Trap 1: Buying the category leader because it feels safer. The biggest AI brand name isn't always the right fit for a 50-person business. Enterprise tools are often priced, scoped, and supported for enterprise problems. A tool purpose-built for SMB workflows may be faster to deploy, cheaper to run, and better supported. Evaluate by fit, not by brand familiarity.

Trap 2: Starting with the most visible problem instead of the most repeatable one. Owners often want AI to solve their hardest, most strategic problem first. That's the wrong place to start. Hard problems are hard partly because they're complex and variable — exactly the conditions where AI performs worst in early deployment. Find your most predictable, high-volume process and win there first. Then expand.

Trap 3: Letting the vendor run your pilot. Some vendors offer to "help you get set up" in a way that means they're running the evaluation on their own terms. You want a pilot where your team uses the tool on real work with your data, against your baseline metric, with minimal vendor involvement after onboarding. If a vendor resists that structure, that tells you something.

Trap 4: No defined owner internally. AI tools don't manage themselves. Someone on your team needs to own the relationship with the tool — tracking performance, flagging issues, managing the vendor. If nobody has that responsibility, the tool drifts into non-use within 90 days. This doesn't need to be a technical person. It needs to be someone accountable.

Your Next Step This Week

Pick one workflow.

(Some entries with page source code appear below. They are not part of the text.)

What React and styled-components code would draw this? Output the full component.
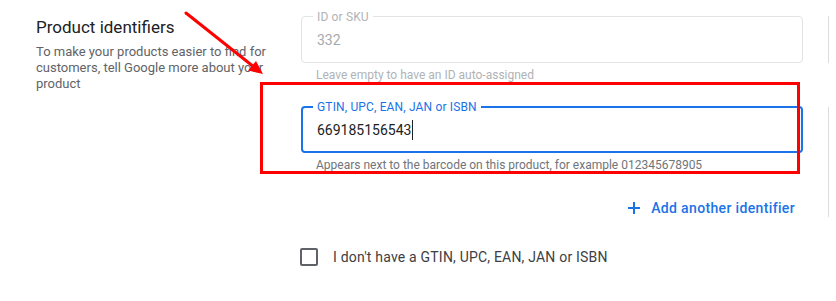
import React from "react";
import styled, { createGlobalStyle } from "styled-components";

const Global = createGlobalStyle`
  html, body { margin: 0; padding: 0; background: #fff; }
  body { font-family: Roboto, "Noto Sans", Arial, sans-serif; -webkit-font-smoothing: antialiased; }
  * { box-sizing: border-box; }
`;

const Page = styled.div`
  position: relative;
  width: 836px;
  height: 301px;
  display: flex;
  overflow: hidden;
`;

const Intro = styled.div`
  flex: 0 0 301px;
  padding: 15px 0 0 36px;
`;

const Heading = styled.h2`
  margin: 0;
  font-size: 17px;
  line-height: 24px;
  font-weight: 400;
  color: #202124;
`;

const Description = styled.p`
  margin: 5px 0 0;
  width: 232px;
  font-size: 13px;
  line-height: 16px;
  color: #5f6368;
`;

const Form = styled.div`
  flex: 1;
  padding-top: 16px;
  display: flex;
  flex-direction: column;
`;

const Row = styled.div`
  display: flex;
  align-items: flex-start;
  margin-top: ${(p) => p.$mt || 0}px;
`;

const Group = styled.div`
  width: 502px;
  display: flex;
  flex-direction: column;
`;

const SideRule = styled.div`
  width: 1px;
  height: ${(p) => p.$h}px;
  margin-left: 25px;
  margin-top: ${(p) => p.$mt || 0}px;
  background: #dadce0;
`;

const Box = styled.div`
  position: relative;
  height: 47px;
  border: ${(p) => (p.$focused ? "2px solid #1a73e8" : "1px solid #e3e3e3")};
  border-radius: 4px;
  display: flex;
  align-items: center;
  padding-left: ${(p) => (p.$focused ? 14 : 15)}px;
`;

const Label = styled.span`
  position: absolute;
  top: ${(p) => (p.$focused ? -9 : -8)}px;
  left: ${(p) => (p.$focused ? 10 : 11)}px;
  padding: 0 4px;
  background: #fff;
  font-size: 12px;
  line-height: 16px;
  letter-spacing: 0.15px;
  color: ${(p) => (p.$focused ? "#1a73e8" : "#b0b3b7")};
`;

const Value = styled.span`
  font-size: 14px;
  line-height: 20px;
  color: ${(p) => (p.$disabled ? "#a6a9ad" : "#202124")};
  border-right: ${(p) => (p.$caret ? "1px solid #202124" : "none")};
  padding-right: 1px;
`;

const Helper = styled.div`
  margin-top: 4px;
  padding-left: 15px;
  font-size: 12px;
  line-height: 16px;
  color: ${(p) => (p.$disabled ? "#b0b3b7" : "#70757a")};
`;

const Actions = styled.div`
  display: flex;
  justify-content: flex-end;
  margin-top: 17px;
`;

const TextButton = styled.button`
  height: 36px;
  display: flex;
  align-items: center;
  gap: 11px;
  padding: 0 8px;
  border: none;
  background: none;
  font-family: inherit;
  font-size: 14px;
  font-weight: 500;
  letter-spacing: 0.35px;
  color: #1a73e8;
  cursor: pointer;
`;

const CheckRow = styled.label`
  display: flex;
  align-items: center;
  gap: 15px;
  height: 40px;
  margin: 11px 0 0 -1px;
  font-size: 14px;
  letter-spacing: 0.2px;
  color: #3c4043;
`;

const CheckBox = styled.span`
  width: 18px;
  height: 18px;
  border: 2px solid #5f6368;
  border-radius: 2px;
  margin-bottom: 1px;
`;

const Highlight = styled.div`
  position: absolute;
  left: 260px;
  top: 82px;
  width: 540px;
  height: 92px;
  border: 3px solid #ff0000;
  pointer-events: none;
`;

const ArrowLayer = styled.svg`
  position: absolute;
  left: 0;
  top: 0;
  pointer-events: none;
`;

export default function App() {
  return (
    <Page>
      <Global />
      <Intro>
        <Heading>Product identifiers</Heading>
        <Description>
          To make your products easier to find for customers, tell Google more about your product
        </Description>
      </Intro>
      <Form>
        <Row>
          <Group>
            <Box>
              <Label>ID or SKU</Label>
              <Value $disabled>332</Value>
            </Box>
            <Helper $disabled>Leave empty to have an ID auto-assigned</Helper>
          </Group>
          <SideRule $h={47} />
        </Row>
        <Row $mt={23}>
          <Group>
            <Box $focused>
              <Label $focused>GTIN, UPC, EAN, JAN or ISBN</Label>
              <Value $caret>669185156543</Value>
            </Box>
            <Helper>Appears next to the barcode on this product, for example 012345678905</Helper>
            <Actions>
              <TextButton type="button">
                <svg width="12" height="12" viewBox="0 0 12 12">
                  <path d="M6 0v12M0 6h12" stroke="#1a73e8" strokeWidth="2" />
                </svg>
                Add another identifier
              </TextButton>
            </Actions>
          </Group>
          <SideRule $h={110} $mt={1} />
        </Row>
        <CheckRow>
          <CheckBox />
          I don't have a GTIN, UPC, EAN, JAN or ISBN
        </CheckRow>
      </Form>
      <Highlight />
      <ArrowLayer width="836" height="301" viewBox="0 0 836 301">
        <line x1="186" y1="13" x2="254" y2="67" stroke="#ff0000" strokeWidth="3" strokeLinecap="round" />
        <polygon points="263,74 248,70.5 256,61" fill="#ff0000" />
      </ArrowLayer>
    </Page>
  );
}
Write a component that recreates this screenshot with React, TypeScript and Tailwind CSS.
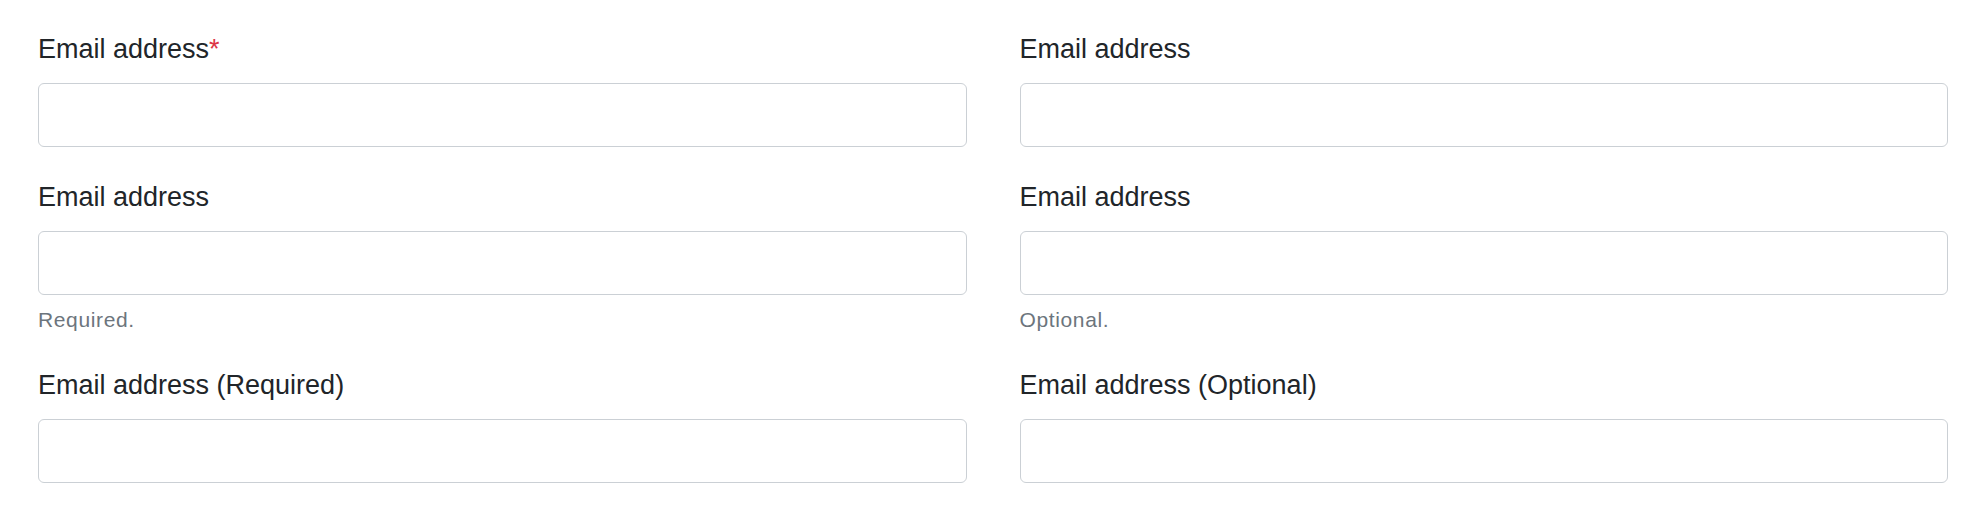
import React from "react";

const font = { fontFamily: '"Liberation Sans", Arial, sans-serif' };

function Field({
  label,
  required,
  help,
  className,
}: {
  label: string;
  required?: boolean;
  help?: string;
  className?: string;
}) {
  return (
    <div className={"flex flex-col " + (className ?? "")}>
      <label className="text-[27px] leading-[40px] text-[#212529] mb-[14px]">
        {label}
        {required && <span className="text-[#dc3545]">*</span>}
      </label>
      <input
        type="email"
        className="h-[64px] w-full rounded-[6px] border-[1.5px] border-[#cbd0d5] bg-white outline-none"
      />
      {help && (
        <div className="mt-[10px] text-[21px] leading-[30px] tracking-[0.03em] text-[#6c757d]">
          {help}
        </div>
      )}
    </div>
  );
}

export default function App() {
  return (
    <div className="min-h-[528px] w-full bg-white pt-[29px] pl-[38px] pr-[32px]" style={font}>
      <div className="grid grid-cols-2 gap-x-[53px]">
        <Field label="Email address" required className="mb-[29.5px]" />
        <Field label="Email address" className="mb-[29.5px]" />
        <Field label="Email address" help="Required." className="mb-[30.5px]" />
        <Field label="Email address" help="Optional." className="mb-[30.5px]" />
        <Field label="Email address (Required)" />
        <Field label="Email address (Optional)" />
      </div>
    </div>
  );
}
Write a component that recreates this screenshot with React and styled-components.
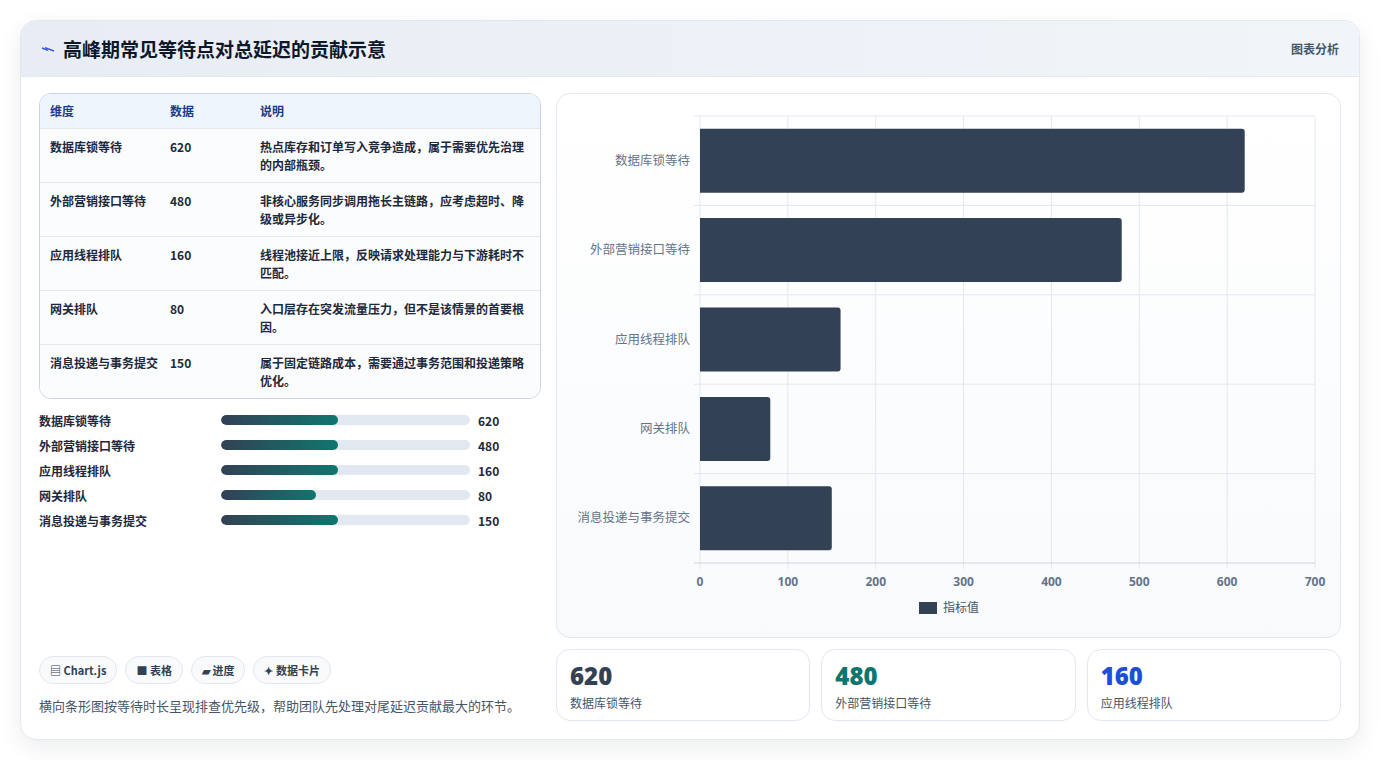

Write down the baseline metric. Ask the two or three people who own that workflow what specifically frustrates them about it today.

That conversation — twenty minutes, no slides, no demos — tells you more about your AI readiness than any vendor pitch will. It tells you whether you have a data foundation, whether you have adoption conditions in place, and whether you have a real problem that a tool can solve.

You don't need a strategy document. You need one clear problem, one measurable baseline, and one tool category matched to the job.

What's the one workflow in your business that, if it ran 40% faster, would change your numbers this quarter?